# Task goal
Without the pictures, write out all the lines below exactly as they appear.

# Information provided

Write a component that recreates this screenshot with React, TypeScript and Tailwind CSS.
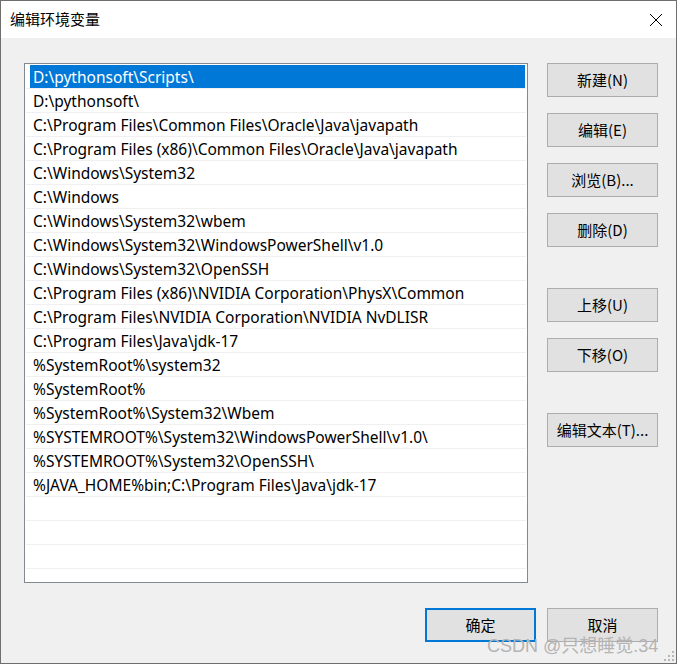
import React from "react";

const items = [
  "D:\\pythonsoft\\Scripts\\",
  "D:\\pythonsoft\\",
  "C:\\Program Files\\Common Files\\Oracle\\Java\\javapath",
  "C:\\Program Files (x86)\\Common Files\\Oracle\\Java\\javapath",
  "C:\\Windows\\System32",
  "C:\\Windows",
  "C:\\Windows\\System32\\wbem",
  "C:\\Windows\\System32\\WindowsPowerShell\\v1.0",
  "C:\\Windows\\System32\\OpenSSH",
  "C:\\Program Files (x86)\\NVIDIA Corporation\\PhysX\\Common",
  "C:\\Program Files\\NVIDIA Corporation\\NVIDIA NvDLISR",
  "C:\\Program Files\\Java\\jdk-17",
  "%SystemRoot%\\system32",
  "%SystemRoot%",
  "%SystemRoot%\\System32\\Wbem",
  "%SYSTEMROOT%\\System32\\WindowsPowerShell\\v1.0\\",
  "%SYSTEMROOT%\\System32\\OpenSSH\\",
  "%JAVA_HOME%bin;C:\\Program Files\\Java\\jdk-17",
  "",
  "",
  "",
  "",
];

function Btn({ label, primary }: { label: string; primary?: boolean }) {
  return (
    <div
      className={
        "w-[111px] h-[34px] flex items-center justify-center bg-[#e1e1e1] text-[15px] text-black " +
        (primary ? "border-2 border-[#0078d7]" : "border border-[#adadad]")
      }
    >
      {label}
    </div>
  );
}

export default function App() {
  return (
    <div
      className="relative w-[677px] h-[664px] border border-[#6e6e6e] bg-[#f0f0f0] flex flex-col overflow-hidden"
      style={{ fontFamily: '"Noto Sans", "Noto Sans CJK SC", sans-serif' }}
    >
      <div className="h-[37px] bg-white flex items-center justify-between pl-[9px] pr-[13px] shrink-0">
        <span className="text-[15px] text-black" style={{ fontFamily: '"Noto Sans CJK SC", sans-serif' }}>
          编辑环境变量
        </span>
        <svg width="14" height="14" viewBox="0 0 14 14">
          <path d="M1 1L13 13M13 1L1 13" stroke="#000" strokeWidth="1" />
        </svg>
      </div>
      <div className="flex pl-[23px] pt-[25px]">
        <div className="w-[504px] h-[520px] border border-[#828790] bg-white pt-[1px] px-[1px] overflow-hidden">
          {items.map((t, i) => (
            <div key={i} className="h-[24px] border-b border-[#f0f0f0] flex">
              {i === 0 ? (
                <div className="ml-[4px] mr-[1px] flex-1 bg-[#0078d7] text-white text-[15.5px] leading-[24px] pl-[3px] whitespace-nowrap">
                  {t}
                </div>
              ) : (
                <div className="ml-[4px] flex-1 text-black text-[15.5px] leading-[24px] pl-[3px] whitespace-nowrap">
                  {t}
                </div>
              )}
            </div>
          ))}
        </div>
        <div className="ml-[19px] flex flex-col" style={{ fontFamily: '"Noto Sans CJK SC", sans-serif' }}>
          <div className="flex flex-col gap-[16px]">
            <Btn label="新建(N)" />
            <Btn label="编辑(E)" />
            <Btn label="浏览(B)..." />
            <Btn label="删除(D)" />
          </div>
          <div className="mt-[41px] flex flex-col gap-[16px]">
            <Btn label="上移(U)" />
            <Btn label="下移(O)" />
          </div>
          <div className="mt-[41px]">
            <Btn label="编辑文本(T)..." />
          </div>
        </div>
      </div>
      <div className="flex justify-end gap-[11px] pr-[18px] mt-[25px]" style={{ fontFamily: '"Noto Sans CJK SC", sans-serif' }}>
        <Btn label="确定" primary />
        <Btn label="取消" />
      </div>
      <div
        className="absolute left-[486px] top-[636px] text-[18px] text-[#b4b4b4] leading-none whitespace-nowrap"
        style={{ fontFamily: '"Liberation Sans", "Noto Sans CJK SC", sans-serif' }}
      >
        CSDN @只想睡觉.34
      </div>
      <svg className="absolute right-[1px] bottom-[1px]" width="12" height="12" viewBox="0 0 12 12">
        <rect x="9" y="1" width="2" height="2" fill="#b8b8b8" />
        <rect x="5" y="5" width="2" height="2" fill="#b8b8b8" />
        <rect x="9" y="5" width="2" height="2" fill="#b8b8b8" />
        <rect x="1" y="9" width="2" height="2" fill="#b8b8b8" />
        <rect x="5" y="9" width="2" height="2" fill="#b8b8b8" />
        <rect x="9" y="9" width="2" height="2" fill="#b8b8b8" />
      </svg>
    </div>
  );
}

# Solution for this exercise
Write a component that recreates this screenshot with React, TypeScript and Tailwind CSS.
import React from "react";

const items = [
  "D:\\pythonsoft\\Scripts\\",
  "D:\\pythonsoft\\",
  "C:\\Program Files\\Common Files\\Oracle\\Java\\javapath",
  "C:\\Program Files (x86)\\Common Files\\Oracle\\Java\\javapath",
  "C:\\Windows\\System32",
  "C:\\Windows",
  "C:\\Windows\\System32\\wbem",
  "C:\\Windows\\System32\\WindowsPowerShell\\v1.0",
  "C:\\Windows\\System32\\OpenSSH",
  "C:\\Program Files (x86)\\NVIDIA Corporation\\PhysX\\Common",
  "C:\\Program Files\\NVIDIA Corporation\\NVIDIA NvDLISR",
  "C:\\Program Files\\Java\\jdk-17",
  "%SystemRoot%\\system32",
  "%SystemRoot%",
  "%SystemRoot%\\System32\\Wbem",
  "%SYSTEMROOT%\\System32\\WindowsPowerShell\\v1.0\\",
  "%SYSTEMROOT%\\System32\\OpenSSH\\",
  "%JAVA_HOME%bin;C:\\Program Files\\Java\\jdk-17",
  "",
  "",
  "",
  "",
];

function Btn({ label, primary }: { label: string; primary?: boolean }) {
  return (
    <div
      className={
        "w-[111px] h-[34px] flex items-center justify-center bg-[#e1e1e1] text-[15px] text-black " +
        (primary ? "border-2 border-[#0078d7]" : "border border-[#adadad]")
      }
    >
      {label}
    </div>
  );
}

export default function App() {
  return (
    <div
      className="relative w-[677px] h-[664px] border border-[#6e6e6e] bg-[#f0f0f0] flex flex-col overflow-hidden"
      style={{ fontFamily: '"Noto Sans", "Noto Sans CJK SC", sans-serif' }}
    >
      <div className="h-[37px] bg-white flex items-center justify-between pl-[9px] pr-[13px] shrink-0">
        <span className="text-[15px] text-black" style={{ fontFamily: '"Noto Sans CJK SC", sans-serif' }}>
          编辑环境变量
        </span>
        <svg width="14" height="14" viewBox="0 0 14 14">
          <path d="M1 1L13 13M13 1L1 13" stroke="#000" strokeWidth="1" />
        </svg>
      </div>
      <div className="flex pl-[23px] pt-[25px]">
        <div className="w-[504px] h-[520px] border border-[#828790] bg-white pt-[1px] px-[1px] overflow-hidden">
          {items.map((t, i) => (
            <div key={i} className="h-[24px] border-b border-[#f0f0f0] flex">
              {i === 0 ? (
                <div className="ml-[4px] mr-[1px] flex-1 bg-[#0078d7] text-white text-[15.5px] leading-[24px] pl-[3px] whitespace-nowrap">
                  {t}
                </div>
              ) : (
                <div className="ml-[4px] flex-1 text-black text-[15.5px] leading-[24px] pl-[3px] whitespace-nowrap">
                  {t}
                </div>
              )}
            </div>
          ))}
        </div>
        <div className="ml-[19px] flex flex-col" style={{ fontFamily: '"Noto Sans CJK SC", sans-serif' }}>
          <div className="flex flex-col gap-[16px]">
            <Btn label="新建(N)" />
            <Btn label="编辑(E)" />
            <Btn label="浏览(B)..." />
            <Btn label="删除(D)" />
          </div>
          <div className="mt-[41px] flex flex-col gap-[16px]">
            <Btn label="上移(U)" />
            <Btn label="下移(O)" />
          </div>
          <div className="mt-[41px]">
            <Btn label="编辑文本(T)..." />
          </div>
        </div>
      </div>
      <div className="flex justify-end gap-[11px] pr-[18px] mt-[25px]" style={{ fontFamily: '"Noto Sans CJK SC", sans-serif' }}>
        <Btn label="确定" primary />
        <Btn label="取消" />
      </div>
      <div
        className="absolute left-[486px] top-[636px] text-[18px] text-[#b4b4b4] leading-none whitespace-nowrap"
        style={{ fontFamily: '"Liberation Sans", "Noto Sans CJK SC", sans-serif' }}
      >
        CSDN @只想睡觉.34
      </div>
      <svg className="absolute right-[1px] bottom-[1px]" width="12" height="12" viewBox="0 0 12 12">
        <rect x="9" y="1" width="2" height="2" fill="#b8b8b8" />
        <rect x="5" y="5" width="2" height="2" fill="#b8b8b8" />
        <rect x="9" y="5" width="2" height="2" fill="#b8b8b8" />
        <rect x="1" y="9" width="2" height="2" fill="#b8b8b8" />
        <rect x="5" y="9" width="2" height="2" fill="#b8b8b8" />
        <rect x="9" y="9" width="2" height="2" fill="#b8b8b8" />
      </svg>
    </div>
  );
}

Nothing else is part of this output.